En menos de 10 minutos crecé la línea que divide Michoacán para
internarme en Guanajuato, con la esperanza de encontrarme con aquel policía,
una de mis fuentes más confiables de esa región en los últimos dos años, quien
me había prometido la nota de ocho columnas que habría de suplir el acto
oficial del cual me excluyeron manera formal.
Del lado de Guanajuato el comandante y su grupo de policías ya me
esperaban. Lo vi y me estacioné en la orilla del camino. Nos saludamos como
conocidos que éramos.
Y fuí al grano:
-¿Dónde se encuentran los muertos. comandante?
-Me vas a acompañar a la oficina- expresó con una voz que desconocí,
como si estuviera hablando con un extraño-, allí te va a decir donde estan los
muertos que buscas.
No externé nada. La actitud del policía se me hizo ajena. En efecto, me
había traicionado. En las instalaciones de la comandancia un grupo en
encapuchados me sometió. Fui esposado de manos y pies y trasladado en una
camioneta.
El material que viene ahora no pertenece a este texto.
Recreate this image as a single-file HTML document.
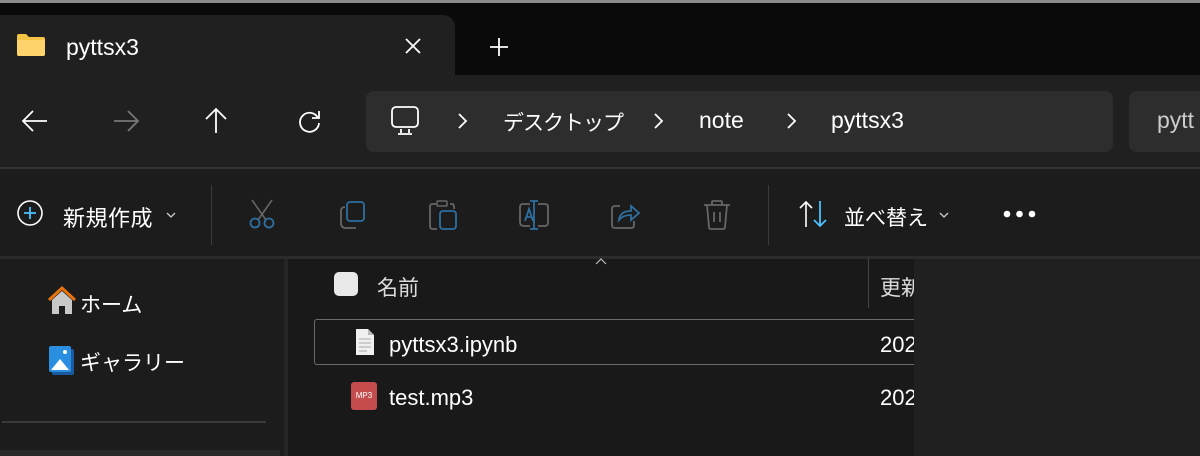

No supe en dónde estuve las siguientes 48 horas.
Y cualquier tipo de tortura que pude imaginar- y otros que ni siquiera
sabía que existían- los viví durante ese lapso eterno de tiempo.
Cada vez que recuperaba la conciencia- cuando cesaba la tortura o me
entregaban un accta de incriminación para firmarla-, mi mente buscaba la razón
de aquel suplicio. ¿Cuál era la causa?, ¿por qué el Estado desató su colera
contra mí?
Primero me mostraron un acta en la que supuestamente yo reconocía ser
parte de una célula de contrato con Osiel Cárdenas Guillén.
Después de una eterna sesión a base de golpes, toques eléctricos y la
consabida bolsa de plástico en la cabeza, me presentaron nuevos documentos de
autoincriminación en los que aceptaba pertenecer a una celula delictiva, esta
vez bajo la denominación de Los Zetas, aunque terminaron por señalarme como
integrante de una agrupación delictiva originaria de Michoacán. No firmé. Nunca
acepté las afirmaciones de mis captores.